We are not saying that it would serve their interest to put up the public to protest against potential pollution by the CT Power project. But this cannot be ruled out since economic interests are frequently defended by diverting the debate to social issues. The policy of “divide and rule” is fairly well known by now and needs no elaboration. One can always use it to lobby against non-member “intruders”.

We do not carry any brief from CT Power whom we don’t know. We consider rather that it would be fair to share business in a transparent and accountable manner among a larger number of stakeholders than what the current legacy of wealth-owning has permitted in this country. The latter has foreclosed avenues for others’ development and sharing gains from the country’s economic adventure by using very many devious strategies.

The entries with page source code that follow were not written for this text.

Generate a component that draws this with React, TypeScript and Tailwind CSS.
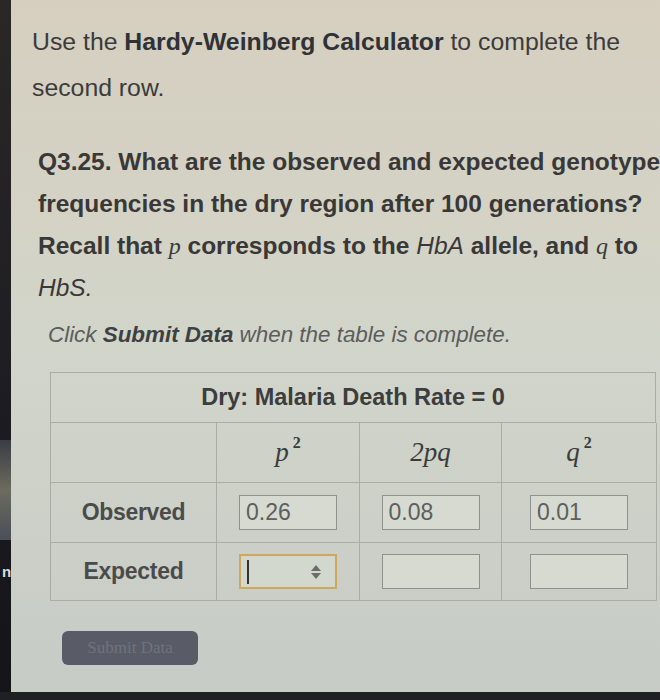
import React from "react";

const sans = { fontFamily: '"Liberation Sans", Arial, sans-serif' };
const serif = { fontFamily: '"Liberation Serif", "Times New Roman", serif' };

function Cell({ children, className = "" }: { children?: React.ReactNode; className?: string }) {
  return (
    <div className={`flex items-center justify-center border-r border-b border-[#a9ada6] ${className}`}>
      {children}
    </div>
  );
}

function Box({ value, focus }: { value?: string; focus?: boolean }) {
  return (
    <div
      className={`flex h-[35px] w-[98px] items-center px-[6px] text-[23px] font-normal text-[#5d5f5c] ${
        focus ? "border-2 border-[#cfa85e] bg-[#d3d8ce]" : "border border-[#8e928c] bg-[#d6dad1]"
      }`}
    >
      {focus ? (
        <>
          <span className="h-[24px] w-[1.5px] bg-[#333]" />
          <span className="ml-auto flex flex-col items-center gap-[2px] pr-[8px]">
            <svg width="10" height="6" viewBox="0 0 10 6">
              <path d="M5 0 L10 6 L0 6 Z" fill="#6b6e6b" />
            </svg>
            <svg width="10" height="6" viewBox="0 0 10 6">
              <path d="M0 0 L10 0 L5 6 Z" fill="#6b6e6b" />
            </svg>
          </span>
        </>
      ) : (
        value
      )}
    </div>
  );
}

function Sym({ base, sup, size = "text-[24px]" }: { base: string; sup?: boolean; size?: string }) {
  return (
    <span className={`${size} font-normal italic text-[#3a3c3a]`} style={serif}>
      {base}
      {sup && <sup className="relative -top-[13px] ml-[4px] text-[16px] font-bold not-italic">2</sup>}
    </span>
  );
}

export default function App() {
  return (
    <div
      className="flex h-[700px] w-[660px] flex-col overflow-hidden bg-gradient-to-b from-[#d6cfbf] via-[#d2d5ca] to-[#c6cbc6]"
      style={sans}
    >
      <div className="flex flex-1">
        <div className="flex w-[11px] flex-col bg-gradient-to-b from-[#2a2726] via-[#1f1e22] to-[#141419]">
          <div className="mt-[440px] h-[100px] bg-gradient-to-b from-[#3a3d44] via-[#6c6b5e] to-[#4a4f58]" />
          <div className="mt-[24px] pl-[2px] text-[15px] font-bold leading-none text-[#d9dde0]">n</div>
        </div>

        <div className="flex-1 pl-[21px] pt-[19px]">
          <p className="text-[24.8px] leading-[46px] text-[#3b3b3b] whitespace-nowrap">
            Use the <b className="text-[#2f3236]">Hardy-Weinberg Calculator</b> to complete the
            <br />
            second row.
          </p>

          <p className="mt-[30px] pl-[6px] text-[24.5px] font-bold leading-[42px] text-[#3a3837] whitespace-nowrap">
            Q3.25. What are the observed and expected genotype
            <br />
            frequencies in the dry region after 100 generations?
            <br />
            Recall that <Sym base="p" /> corresponds to the <i className="font-normal">HbA</i> allele, and{" "}
            <Sym base="q" /> to
            <br />
            <i className="font-normal">HbS.</i>
          </p>

          <p className="mt-[12px] pl-[16px] text-[22.4px] italic leading-[28px] text-[#5a5d5c]">
            Click <b className="text-[#3e4142]">Submit Data</b> when the table is complete.
          </p>

          <div className="ml-[18px] mt-[23px] w-[606px] border-l border-t border-[#a9ada6]">
            <div className="flex h-[50px] items-center justify-center border-r border-b border-[#a9ada6] text-[23.5px] font-bold text-[#3c3d3c]">
              Dry: Malaria Death Rate = 0
            </div>
            <div className="grid grid-cols-[166px_143px_142px_155px] text-[23px] font-bold text-[#4a4b4a]">
              <Cell className="h-[60px]" />
              <Cell className="h-[60px]">
                <Sym base="p" sup size="text-[27px]" />
              </Cell>
              <Cell className="h-[60px]">
                <Sym base="2pq" size="text-[27px]" />
              </Cell>
              <Cell className="h-[60px]">
                <Sym base="q" sup size="text-[27px]" />
              </Cell>

              <Cell className="h-[60px] tracking-[-0.3px]">Observed</Cell>
              <Cell className="h-[60px]">
                <Box value="0.26" />
              </Cell>
              <Cell className="h-[60px]">
                <Box value="0.08" />
              </Cell>
              <Cell className="h-[60px]">
                <Box value="0.01" />
              </Cell>

              <Cell className="h-[58px] tracking-[-0.3px]">Expected</Cell>
              <Cell className="h-[58px]">
                <Box focus />
              </Cell>
              <Cell className="h-[58px]">
                <Box />
              </Cell>
              <Cell className="h-[58px]">
                <Box />
              </Cell>
            </div>
          </div>

          <button className="ml-[30px] mt-[30px] h-[34px] w-[136px] rounded-[6px] bg-[#595b66] text-[17px] text-[#70737d]" style={serif}>
            Submit Data
          </button>
        </div>
      </div>
      <div className="h-[8px] bg-[#1f2024]" />
    </div>
  );
}
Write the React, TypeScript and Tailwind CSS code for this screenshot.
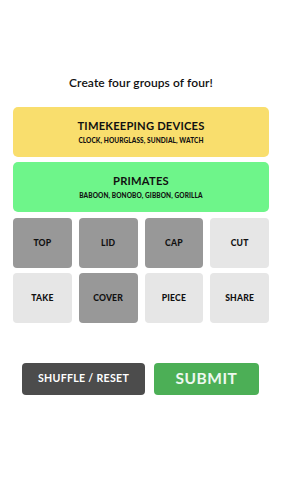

One can break the gridlock that has come into place by driving better sense among those who have kept seizing one bastion of economic growth after the other: they need to share benefits and refrain from having recourse to the rentier mentality each time there is an opening up of economic space. They hardly realize perhaps that had new inroads into economic development not been made, they would not have widened their own economic horizons by as much as it is today. By not standing in the way each time a new entrepreneur appeared on the scene, they could have helped the country occupy a much bigger global economic standing than what obtains today.

The decision given in the CT Power case represents an appeal to change a mindset that has occasionally dwarfed the economic ambitions the country could have contemplated had it benefited from unhindered progress free of perverse lobbying. However, the breakthrough should go in more directions than one. For this, we will need another class of public servants who will take their decisions fearlessly but with fairness to one and all. It requires a bit of courage to move from a lower station to a higher one and there are men and women enough in this country who can achieve the kind of overhaul of the full system we are in need of.